The protagonist of Sam Lipsyte's Home Land is the type of high school student who is ignored by the faculty and administration and berated by much of the student body. After graduation, this student turns out to do...absolutely nothing.
Lewis Miner is in his early 30's. He works at his father's restaurant busting tables and hangs out with his childhood friend, Gary, who may have been hypnotized into making false accusations of how his parents sexually abused him as a child. His mother is dead and the only woman in his life, Gwendolyn, may have lusted after her late brother.
Miner is a 1989 graduate of the East Vally High School in New Jersey. Frustrated over hearing about how well other classmates are doing in the alumni newsletter, Catamount Notes, he decides to tell just how fucked up things have been for him since graduation.
This has angered his former high school principal and a former female classmate, who views the Catamount Notes as her own baby.
After reading this book, you might recognize some of the people you went to high school with. Old classmates still call Lewis his nickname of Teabag even after fifteen years. What is ironic is that Lewis thinks he's moved on while all his high school classmates are still living in the past, but Lewis' constant updates to the newsletter just show that he hasn't gotten over it either. When one of his updates is censored and rewritten to sound like a generic update, Lewis gets frustrated rather than just shrug it off.
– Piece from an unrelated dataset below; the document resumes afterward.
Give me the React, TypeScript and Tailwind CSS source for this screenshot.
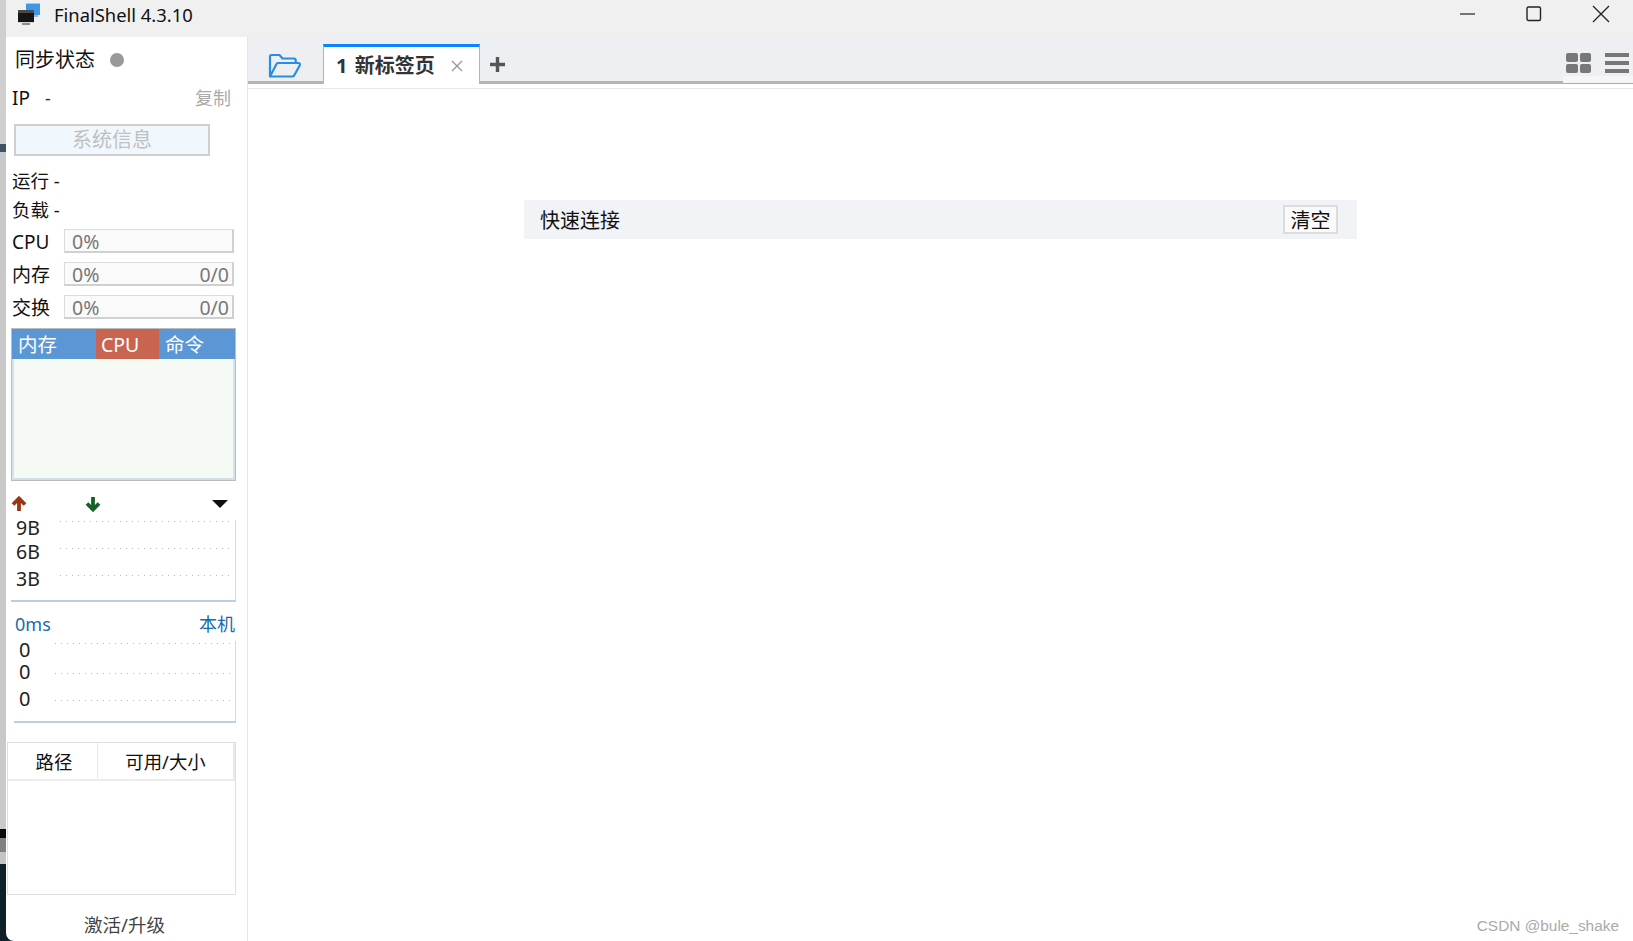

Lewis still harks on why the school mascot is the catamount when they went to school in a valley. I think there is a national law that you got to have a school every twenty-thirty square miles or so that has a mascot that is part of the wild cat family. The school ten miles from where I grew up was called the tigers. I lived in a town that had panthers as their school mascot. Two schools within a thirty mile radius from me have tigers as their school mascot.
Lipsyte's book does seem to be a little quirky toward the end where the classmates meet at a Togethering, a psuedo reunion. His characters turn more into cariacatures rather than real people.
However, he tells us that we never let go of those four years when we were just kids, no matter how hard we try.
We all hang on to something that we should just let go.